Exact reproduction of the data is required, with images excluded.

◆ **Available data**
※
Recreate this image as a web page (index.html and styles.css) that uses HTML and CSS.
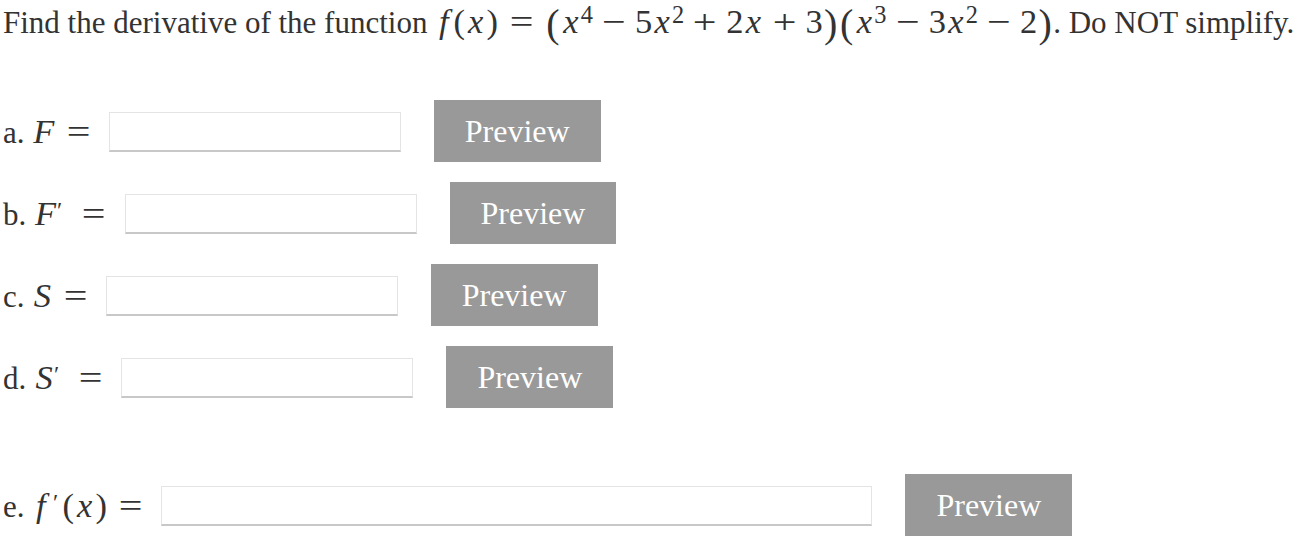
FILE: index.html
```html
<!DOCTYPE html>
<html>
<head>
<meta charset="utf-8">
<link rel="stylesheet" href="styles.css">
</head>
<body>
<div class="problem">
  <p class="question">Find the derivative of the function <span class="m"><span class="mi w-f">f</span><span class="mo">(</span><span class="mi w-x">x</span><span class="mo">)</span><span class="rel"><span class="g">=</span></span><span class="big">(</span><span class="mi w-x">x</span><sup class="sup">4</sup><span class="bin"><span class="g">−</span></span>5<span class="mi w-x">x</span><sup class="sup">2</sup><span class="bin"><span class="g">+</span></span>2<span class="mi w-x">x</span><span class="bin"><span class="g">+</span></span>3<span class="big">)</span><span class="big">(</span><span class="mi w-x">x</span><sup class="sup">3</sup><span class="bin"><span class="g">−</span></span>3<span class="mi w-x">x</span><sup class="sup">2</sup><span class="bin"><span class="g">−</span></span>2<span class="big">)</span></span>. Do NOT simplify.</p>

  <div class="row">
    <span class="label">a. <span class="m"><span class="mi w-F">F</span><span class="rel"><span class="g">=</span></span></span></span>
    <input class="answer" type="text">
    <button class="preview">Preview</button>
  </div>
  <div class="row">
    <span class="label">b. <span class="m"><span class="mi w-F">F</span><span class="prime">′</span><span class="rel"><span class="g">=</span></span></span></span>
    <input class="answer" type="text">
    <button class="preview">Preview</button>
  </div>
  <div class="row">
    <span class="label">c. <span class="m"><span class="mi w-S">S</span><span class="rel"><span class="g">=</span></span></span></span>
    <input class="answer" type="text">
    <button class="preview">Preview</button>
  </div>
  <div class="row">
    <span class="label">d. <span class="m"><span class="mi w-S">S</span><span class="prime">′</span><span class="rel"><span class="g">=</span></span></span></span>
    <input class="answer" type="text">
    <button class="preview">Preview</button>
  </div>
  <div class="row row-last">
    <span class="label">e. <span class="m"><span class="mi w-f">f</span><span class="prime prime-f">′</span><span class="mo">(</span><span class="mi w-x">x</span><span class="mo">)</span><span class="rel"><span class="g">=</span></span></span></span>
    <input class="answer answer-wide" type="text">
    <button class="preview">Preview</button>
  </div>
</div>
</body>
</html>
```

FILE: styles.css
```css
html, body {
  margin: 0;
  padding: 0;
  background: #ffffff;
}

body {
  font-family: "Liberation Serif", "Times New Roman", serif;
  font-size: 31px;
  color: #333333;
}

.problem {
  padding-left: 3px;
}

.question {
  margin: 0;
  height: 43px;
  line-height: 43px;
  white-space: nowrap;
}

/* math typesetting */
.m {
  font-family: "Liberation Serif", "Times New Roman", serif;
  font-size: 34.5px;
  white-space: nowrap;
}

.mi {
  display: inline-block;
  font-style: italic;
  text-align: center;
}

.w-f { width: 0.5em; }
.w-x { width: 0.572em; }
.w-F { width: 0.67em; }
.w-S { width: 0.58em; }

.mo {
  display: inline-block;
  width: 0.389em;
  text-align: center;
}

.sup {
  font-size: 0.707em;
  line-height: normal;
  vertical-align: 0.42em;
}

.rel,
.bin {
  display: inline-block;
  width: 0.778em;
  text-align: center;
}

.rel {
  margin: 0 0.278em;
}

.bin {
  margin: 0 0.222em;
}

.g {
  display: inline-block;
  transform: scaleX(1.22);
}

.big {
  display: inline-block;
  width: 16px;
  font-size: 40px;
  line-height: normal;
  text-align: center;
  vertical-align: -4px;
}

.prime {
  display: inline-block;
  width: 14px;
  font-size: 24px;
  line-height: normal;
  vertical-align: 7px;
  text-align: left;
}

.prime-f {
  width: 12px;
  text-align: center;
}

/* answer rows */
.row {
  display: flex;
  align-items: center;
  height: 62px;
  margin-top: 20px;
}

.question + .row {
  margin-top: 57px;
}

.row-last {
  margin-top: 66px;
}

.label {
  white-space: pre;
}

.label .rel {
  margin-right: 0;
}

.answer {
  box-sizing: border-box;
  width: 292px;
  height: 40px;
  margin: 2px 33px 0 17px;
  padding: 0 6px;
  border: 1px solid #e4e4e4;
  border-bottom: 2px solid #c8c8c8;
  background: #ffffff;
  font: inherit;
  outline: none;
}

.answer-wide {
  width: 711px;
}

.preview {
  height: 62px;
  padding: 0 31px;
  border: none;
  background: #999999;
  color: #ffffff;
  font-family: "Liberation Serif", "Times New Roman", serif;
  font-size: 32px;
  cursor: pointer;
}
```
※
◆ **Written solution**
Recreate this image as a web page (index.html and styles.css) that uses HTML and CSS.
FILE: index.html
```html
<!DOCTYPE html>
<html>
<head>
<meta charset="utf-8">
<link rel="stylesheet" href="styles.css">
</head>
<body>
<div class="problem">
  <p class="question">Find the derivative of the function <span class="m"><span class="mi w-f">f</span><span class="mo">(</span><span class="mi w-x">x</span><span class="mo">)</span><span class="rel"><span class="g">=</span></span><span class="big">(</span><span class="mi w-x">x</span><sup class="sup">4</sup><span class="bin"><span class="g">−</span></span>5<span class="mi w-x">x</span><sup class="sup">2</sup><span class="bin"><span class="g">+</span></span>2<span class="mi w-x">x</span><span class="bin"><span class="g">+</span></span>3<span class="big">)</span><span class="big">(</span><span class="mi w-x">x</span><sup class="sup">3</sup><span class="bin"><span class="g">−</span></span>3<span class="mi w-x">x</span><sup class="sup">2</sup><span class="bin"><span class="g">−</span></span>2<span class="big">)</span></span>. Do NOT simplify.</p>

  <div class="row">
    <span class="label">a. <span class="m"><span class="mi w-F">F</span><span class="rel"><span class="g">=</span></span></span></span>
    <input class="answer" type="text">
    <button class="preview">Preview</button>
  </div>
  <div class="row">
    <span class="label">b. <span class="m"><span class="mi w-F">F</span><span class="prime">′</span><span class="rel"><span class="g">=</span></span></span></span>
    <input class="answer" type="text">
    <button class="preview">Preview</button>
  </div>
  <div class="row">
    <span class="label">c. <span class="m"><span class="mi w-S">S</span><span class="rel"><span class="g">=</span></span></span></span>
    <input class="answer" type="text">
    <button class="preview">Preview</button>
  </div>
  <div class="row">
    <span class="label">d. <span class="m"><span class="mi w-S">S</span><span class="prime">′</span><span class="rel"><span class="g">=</span></span></span></span>
    <input class="answer" type="text">
    <button class="preview">Preview</button>
  </div>
  <div class="row row-last">
    <span class="label">e. <span class="m"><span class="mi w-f">f</span><span class="prime prime-f">′</span><span class="mo">(</span><span class="mi w-x">x</span><span class="mo">)</span><span class="rel"><span class="g">=</span></span></span></span>
    <input class="answer answer-wide" type="text">
    <button class="preview">Preview</button>
  </div>
</div>
</body>
</html>
```

FILE: styles.css
```css
html, body {
  margin: 0;
  padding: 0;
  background: #ffffff;
}

body {
  font-family: "Liberation Serif", "Times New Roman", serif;
  font-size: 31px;
  color: #333333;
}

.problem {
  padding-left: 3px;
}

.question {
  margin: 0;
  height: 43px;
  line-height: 43px;
  white-space: nowrap;
}

/* math typesetting */
.m {
  font-family: "Liberation Serif", "Times New Roman", serif;
  font-size: 34.5px;
  white-space: nowrap;
}

.mi {
  display: inline-block;
  font-style: italic;
  text-align: center;
}

.w-f { width: 0.5em; }
.w-x { width: 0.572em; }
.w-F { width: 0.67em; }
.w-S { width: 0.58em; }

.mo {
  display: inline-block;
  width: 0.389em;
  text-align: center;
}

.sup {
  font-size: 0.707em;
  line-height: normal;
  vertical-align: 0.42em;
}

.rel,
.bin {
  display: inline-block;
  width: 0.778em;
  text-align: center;
}

.rel {
  margin: 0 0.278em;
}

.bin {
  margin: 0 0.222em;
}

.g {
  display: inline-block;
  transform: scaleX(1.22);
}

.big {
  display: inline-block;
  width: 16px;
  font-size: 40px;
  line-height: normal;
  text-align: center;
  vertical-align: -4px;
}

.prime {
  display: inline-block;
  width: 14px;
  font-size: 24px;
  line-height: normal;
  vertical-align: 7px;
  text-align: left;
}

.prime-f {
  width: 12px;
  text-align: center;
}

/* answer rows */
.row {
  display: flex;
  align-items: center;
  height: 62px;
  margin-top: 20px;
}

.question + .row {
  margin-top: 57px;
}

.row-last {
  margin-top: 66px;
}

.label {
  white-space: pre;
}

.label .rel {
  margin-right: 0;
}

.answer {
  box-sizing: border-box;
  width: 292px;
  height: 40px;
  margin: 2px 33px 0 17px;
  padding: 0 6px;
  border: 1px solid #e4e4e4;
  border-bottom: 2px solid #c8c8c8;
  background: #ffffff;
  font: inherit;
  outline: none;
}

.answer-wide {
  width: 711px;
}

.preview {
  height: 62px;
  padding: 0 31px;
  border: none;
  background: #999999;
  color: #ffffff;
  font-family: "Liberation Serif", "Times New Roman", serif;
  font-size: 32px;
  cursor: pointer;
}
```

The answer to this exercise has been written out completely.